CDS入門:信用リスク取引の仕組み
信用リスク取引とは、ある会社あるいは国が借りたお金を返済できなくなる危険性を扱うお金のやり取りのことです。会社は事業を行うためにお金が必要になることがあり、そのお金は銀行から借りたり、社債を発行することで集めます。しかし、お金を借りた側が約束通りに返済できないかもしれないという不安は常に付きまといます。この返済できないかもしれないという不安を信用リスクと言います。信用リスク取引はこの信用リスクそのものを売買する取引です。
信用リスク取引の一つに、信用違約スワップと呼ばれるものがあります。これは、ある会社が発行した債券の信用リスクを、他の投資家が代わりに引き受ける代わりに、リスクを引き受ける投資家は定期的に保険料のようなお金を受け取るという仕組みです。この保険料は、信用リスクの高さによって変わります。リスクが高い、つまりお金を返済できない可能性が高いほど、保険料も高くなります。

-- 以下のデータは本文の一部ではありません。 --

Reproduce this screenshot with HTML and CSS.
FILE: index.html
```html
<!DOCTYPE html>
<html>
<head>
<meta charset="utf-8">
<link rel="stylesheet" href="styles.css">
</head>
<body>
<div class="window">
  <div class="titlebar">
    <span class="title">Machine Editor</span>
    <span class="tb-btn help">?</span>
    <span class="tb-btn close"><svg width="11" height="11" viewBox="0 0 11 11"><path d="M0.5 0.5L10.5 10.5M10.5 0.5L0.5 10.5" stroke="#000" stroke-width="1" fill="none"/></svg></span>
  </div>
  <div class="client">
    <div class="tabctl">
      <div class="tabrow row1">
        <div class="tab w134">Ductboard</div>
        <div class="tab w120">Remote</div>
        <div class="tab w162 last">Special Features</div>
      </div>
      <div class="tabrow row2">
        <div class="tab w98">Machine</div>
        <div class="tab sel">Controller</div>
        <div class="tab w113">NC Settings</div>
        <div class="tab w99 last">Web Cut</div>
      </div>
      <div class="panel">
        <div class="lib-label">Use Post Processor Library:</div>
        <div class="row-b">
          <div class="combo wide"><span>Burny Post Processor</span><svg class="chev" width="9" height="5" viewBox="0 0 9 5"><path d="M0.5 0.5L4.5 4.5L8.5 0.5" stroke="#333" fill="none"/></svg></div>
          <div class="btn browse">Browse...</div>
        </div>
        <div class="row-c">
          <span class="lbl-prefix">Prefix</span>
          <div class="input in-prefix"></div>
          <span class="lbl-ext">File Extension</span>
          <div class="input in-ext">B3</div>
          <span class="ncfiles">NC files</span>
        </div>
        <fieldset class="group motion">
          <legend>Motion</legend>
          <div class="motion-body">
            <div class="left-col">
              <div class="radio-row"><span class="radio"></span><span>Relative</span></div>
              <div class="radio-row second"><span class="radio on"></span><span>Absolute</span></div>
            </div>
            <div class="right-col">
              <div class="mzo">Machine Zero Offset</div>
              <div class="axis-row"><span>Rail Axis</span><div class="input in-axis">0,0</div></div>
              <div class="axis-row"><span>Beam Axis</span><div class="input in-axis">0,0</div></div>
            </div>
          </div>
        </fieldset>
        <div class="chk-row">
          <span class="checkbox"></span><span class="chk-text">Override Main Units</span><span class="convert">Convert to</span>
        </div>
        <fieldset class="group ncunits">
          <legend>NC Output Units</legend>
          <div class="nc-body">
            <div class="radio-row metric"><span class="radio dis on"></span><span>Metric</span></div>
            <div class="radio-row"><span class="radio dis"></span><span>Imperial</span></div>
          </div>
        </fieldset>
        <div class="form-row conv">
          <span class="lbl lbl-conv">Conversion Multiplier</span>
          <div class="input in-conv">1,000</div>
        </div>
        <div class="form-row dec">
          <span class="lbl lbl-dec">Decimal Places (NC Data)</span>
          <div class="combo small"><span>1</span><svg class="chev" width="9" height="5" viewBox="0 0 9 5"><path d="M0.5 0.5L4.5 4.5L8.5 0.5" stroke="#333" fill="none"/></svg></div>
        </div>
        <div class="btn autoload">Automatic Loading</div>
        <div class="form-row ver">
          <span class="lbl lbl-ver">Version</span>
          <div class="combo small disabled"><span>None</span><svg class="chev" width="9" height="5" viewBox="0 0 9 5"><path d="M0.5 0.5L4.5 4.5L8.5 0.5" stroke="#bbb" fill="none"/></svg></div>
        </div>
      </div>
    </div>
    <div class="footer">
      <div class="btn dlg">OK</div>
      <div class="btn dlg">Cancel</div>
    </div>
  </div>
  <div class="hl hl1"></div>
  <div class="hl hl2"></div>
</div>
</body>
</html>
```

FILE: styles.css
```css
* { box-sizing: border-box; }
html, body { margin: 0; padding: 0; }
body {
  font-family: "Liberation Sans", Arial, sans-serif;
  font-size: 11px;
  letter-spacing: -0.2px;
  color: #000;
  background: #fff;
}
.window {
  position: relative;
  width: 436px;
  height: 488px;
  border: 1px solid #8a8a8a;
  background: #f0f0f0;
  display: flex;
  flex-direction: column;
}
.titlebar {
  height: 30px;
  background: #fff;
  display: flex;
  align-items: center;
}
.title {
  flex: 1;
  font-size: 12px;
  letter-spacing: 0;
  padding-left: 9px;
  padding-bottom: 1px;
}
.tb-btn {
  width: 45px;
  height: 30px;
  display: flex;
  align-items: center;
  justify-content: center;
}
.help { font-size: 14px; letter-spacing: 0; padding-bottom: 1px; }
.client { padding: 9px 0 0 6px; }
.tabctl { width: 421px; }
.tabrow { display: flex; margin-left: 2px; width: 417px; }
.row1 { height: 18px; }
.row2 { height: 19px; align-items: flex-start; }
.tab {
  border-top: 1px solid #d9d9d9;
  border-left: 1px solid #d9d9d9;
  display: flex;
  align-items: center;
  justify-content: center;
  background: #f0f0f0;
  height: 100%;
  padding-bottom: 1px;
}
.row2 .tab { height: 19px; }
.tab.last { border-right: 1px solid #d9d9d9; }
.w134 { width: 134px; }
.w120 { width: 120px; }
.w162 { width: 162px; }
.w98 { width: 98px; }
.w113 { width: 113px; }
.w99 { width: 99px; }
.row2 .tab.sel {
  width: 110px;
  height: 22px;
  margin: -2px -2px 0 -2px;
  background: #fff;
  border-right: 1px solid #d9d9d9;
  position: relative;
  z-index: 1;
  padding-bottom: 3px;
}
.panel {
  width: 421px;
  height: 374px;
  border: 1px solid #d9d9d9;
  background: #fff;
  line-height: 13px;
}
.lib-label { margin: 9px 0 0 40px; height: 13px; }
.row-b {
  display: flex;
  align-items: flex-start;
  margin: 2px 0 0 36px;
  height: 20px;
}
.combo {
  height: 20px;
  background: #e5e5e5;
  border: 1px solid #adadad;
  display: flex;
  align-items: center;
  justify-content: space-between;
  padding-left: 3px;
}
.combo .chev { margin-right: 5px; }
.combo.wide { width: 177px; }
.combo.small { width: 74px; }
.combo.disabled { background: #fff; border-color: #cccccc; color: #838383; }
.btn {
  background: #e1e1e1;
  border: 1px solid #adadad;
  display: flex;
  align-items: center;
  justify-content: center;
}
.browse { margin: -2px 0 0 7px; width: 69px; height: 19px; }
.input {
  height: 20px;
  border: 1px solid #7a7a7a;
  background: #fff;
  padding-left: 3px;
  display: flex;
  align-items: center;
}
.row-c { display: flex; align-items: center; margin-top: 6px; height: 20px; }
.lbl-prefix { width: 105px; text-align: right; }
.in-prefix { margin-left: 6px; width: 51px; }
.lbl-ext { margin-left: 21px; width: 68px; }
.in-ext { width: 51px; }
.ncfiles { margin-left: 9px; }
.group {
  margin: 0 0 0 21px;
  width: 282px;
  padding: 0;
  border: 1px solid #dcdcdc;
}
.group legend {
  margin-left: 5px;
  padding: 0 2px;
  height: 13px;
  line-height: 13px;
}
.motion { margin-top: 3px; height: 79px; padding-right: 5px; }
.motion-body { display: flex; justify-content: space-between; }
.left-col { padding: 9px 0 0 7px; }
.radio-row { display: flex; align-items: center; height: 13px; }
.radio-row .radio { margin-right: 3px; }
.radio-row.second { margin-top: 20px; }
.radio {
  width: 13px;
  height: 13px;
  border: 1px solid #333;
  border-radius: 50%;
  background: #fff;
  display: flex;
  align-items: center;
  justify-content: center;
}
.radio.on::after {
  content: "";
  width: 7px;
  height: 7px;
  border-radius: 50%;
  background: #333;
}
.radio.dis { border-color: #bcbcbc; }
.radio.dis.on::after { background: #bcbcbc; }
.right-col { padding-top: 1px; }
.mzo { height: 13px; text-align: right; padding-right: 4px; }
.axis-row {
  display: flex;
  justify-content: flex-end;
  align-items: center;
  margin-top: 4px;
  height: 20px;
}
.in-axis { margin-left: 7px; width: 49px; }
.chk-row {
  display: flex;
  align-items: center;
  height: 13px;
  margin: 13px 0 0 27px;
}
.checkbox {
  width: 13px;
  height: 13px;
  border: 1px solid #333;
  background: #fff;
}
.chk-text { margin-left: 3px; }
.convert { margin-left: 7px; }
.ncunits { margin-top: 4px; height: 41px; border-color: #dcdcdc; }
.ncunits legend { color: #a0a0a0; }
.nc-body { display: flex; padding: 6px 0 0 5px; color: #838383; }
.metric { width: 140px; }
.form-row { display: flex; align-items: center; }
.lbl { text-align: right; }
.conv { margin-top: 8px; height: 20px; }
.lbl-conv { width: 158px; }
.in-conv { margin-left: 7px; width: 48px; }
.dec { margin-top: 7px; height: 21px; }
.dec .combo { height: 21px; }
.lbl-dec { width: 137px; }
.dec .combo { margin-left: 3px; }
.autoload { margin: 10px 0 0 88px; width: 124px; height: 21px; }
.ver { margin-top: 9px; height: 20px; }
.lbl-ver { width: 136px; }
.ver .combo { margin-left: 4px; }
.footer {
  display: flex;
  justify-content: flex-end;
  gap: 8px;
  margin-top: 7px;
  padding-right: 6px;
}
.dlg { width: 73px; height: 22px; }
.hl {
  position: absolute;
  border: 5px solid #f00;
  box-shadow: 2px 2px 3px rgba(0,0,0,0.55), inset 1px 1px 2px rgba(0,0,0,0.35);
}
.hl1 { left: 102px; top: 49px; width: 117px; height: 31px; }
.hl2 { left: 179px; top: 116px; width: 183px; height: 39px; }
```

信用リスク取引は、リスクを避けるためだけに使われるのではありません。たとえば、ある会社の業績が悪化しそうだと予想した場合、その会社の信用リスクが高まると予想できます。この時、信用リスクをあらかじめ買っておけば、実際に業績が悪化し信用リスクが高まった時に、高く売却することで利益を得ることができます。このように、信用リスク取引は、将来の予測に基づいて利益を得るための投資としても利用されています。
また、信用リスク取引は、会社だけでなく国の財政状況の悪化リスクなども対象にできます。世界経済の状況が不安定な時期には、特に注目される取引と言えるでしょう。信用リスクを正しく理解し、適切に活用することで、リスク管理や投資機会の拡大に繋がります。